Testa e piedi buoni. Per fare il trequartista nel calcio ci vuole questo. Solomon Nyantakyi possedeva entrambi in buona quantità. Dal Ghana in Italia a 8 anni con mamma Nfum e il fratello Raymond più grande di quattro anni. A Parma li aspetta papà Fred. Col tempo nascerà anche Magdalene. Il calcio è gioco. Lo è per Solomon ma solo all’inizio, poi diventa professione, presto si trasforma nel sogno di sfondare in Serie A, magari nel Milan. Uno scudetto se lo porta a casa nelle giovanili del Parma. Poi le convocazioni, diverse ma mai un minuto giocato, in prima squadra alla corte di Roberto Donadoni. La società è sull’orlo del crac finanziario. Solomon pensa solo a giocare.
Ma quel sogno si spezza. Niente più prima squadra. Altre ne verranno, sempre minori, fino all’Imolese, roba da serie D. E allora, probabilmente, qualcosa nella testa si inceppa. La depressione s’insinua maledetta. Poi la droga, forse. La fragilità dei 21 anni che è bello avere ma non è facile sostenere.
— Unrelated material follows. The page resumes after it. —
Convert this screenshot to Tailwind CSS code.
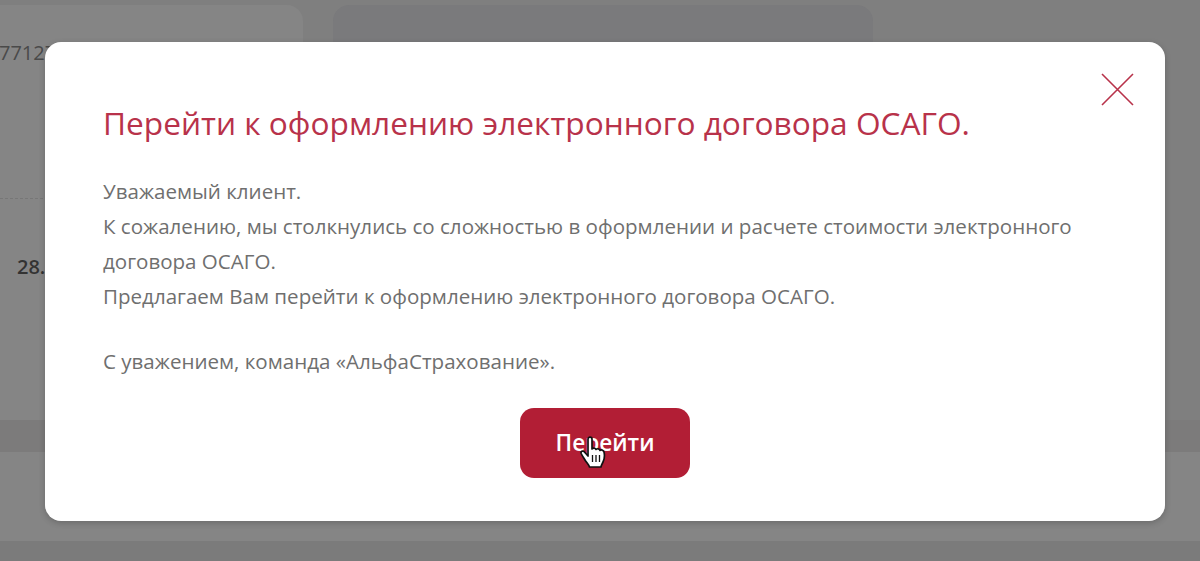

Tutto questo o anche altro, traghetta Solomon nella sua casa nel quartiere multietnico di via San Leonardo. Quinto e sesto piano, martedì pomeriggio. Le 14 appena passate. Le telecamere fissano l’ora del massacro. Perché tale è stato quello Nfum e Magdalaene. Per Solomon solo rabbia cieca, “irrefrenabile” dicono i poliziotti giunti sul posto. Colpisce ovunque, decine le coltellate, il sangue arriva ai muri, due le armi: un coltello da cucina e una mannaia. La Scientifica sul posto fa fatica a muoversi per non contaminare la scena del crimine. Succede nel pomeriggio.
Una vicina sente Magdalene che urla: “Aiuto”. Poi più nulla. Silenzio e porta chiusa. Che fa Solomon? Forse aspetta o contempla con volto ebete la sua azione omicida. Certo poi scappa. I corpi restano lì inermi. Nfum Patience, 45 anni e Magdalene Nyantakyi, 11 anni, sono quasi irriconoscibili, sfigurati da una violenza cieca e assurda. Magdalene, la sorellina che “rideva sempre”, che “era simpaticissima”.
La sorellina di cui parla Solomon in un vecchio video. Capelli arricciati, tuta d’ordinanza. Racconta il suo arrivo in Italia, i suoi esordi, la sua passione per il calcio. E poi ricorda “la sorellina che è nata qua”. Lo fa con orgoglio quasi. Da allora a oggi, tutto è cambiato, franato, dissolto. Solomon si è perso. Martedì fugge. Per ore il delitto resta nascosto nella penombra estiva. Fino alle 21 quando Raymond rientra dal lavoro e scopre il disastro. Il fratello è già verso la stazione, il cellulare è spento, il sospetto, a quel punto, diventa quasi una certezza. A quell’ora scatta l’allarme. La notizia glaciale raggiunge anche papà Fred che sta a Londra per lavoro e che ieri è rientrato a Parma. Le telecamere sono decisive. Seguono Salomon in stazione a Parma, lo riprendono salire su un treno per Milano. I dati viaggiano rapidi da Polfer a Polfer. In Stazione centrale, ieri, poco prima di pranzo Solomon finisce la sua fuga. Cammina lungo il binario, si nasconde il volto con un braccio, un agente lo nota, scatta il fermo. Capelli rasati, maglietta scura e jeans. Non parla. Solo dice: “Sono stato io”. Confessione piena e arresto.
Storia chiusa per niente. Non c’è movente, spiega Antonio Rustico, procuratore di Parma. Ma forse nemmeno serve un movente per raccontare un delitto “efferato, agghiacciante, orribile”, maturato in un “contesto normale, non problematico”. E allora ecco di nuovo i morsi della depressione. “In un anno lo sentii parlare due volte. Sapevo dei suoi problemi, e l’ho chiamato in Lega Pro un anno fa. Ma dopo quindici giorni di ritiro è voluto andare via, gli mancava la famiglia”. Lo racconta Cristiano Lucarelli, ex centravanti coraggioso, che Solomon, testa e piedi buoni, lo ha allenato nelle giovanili del Parma.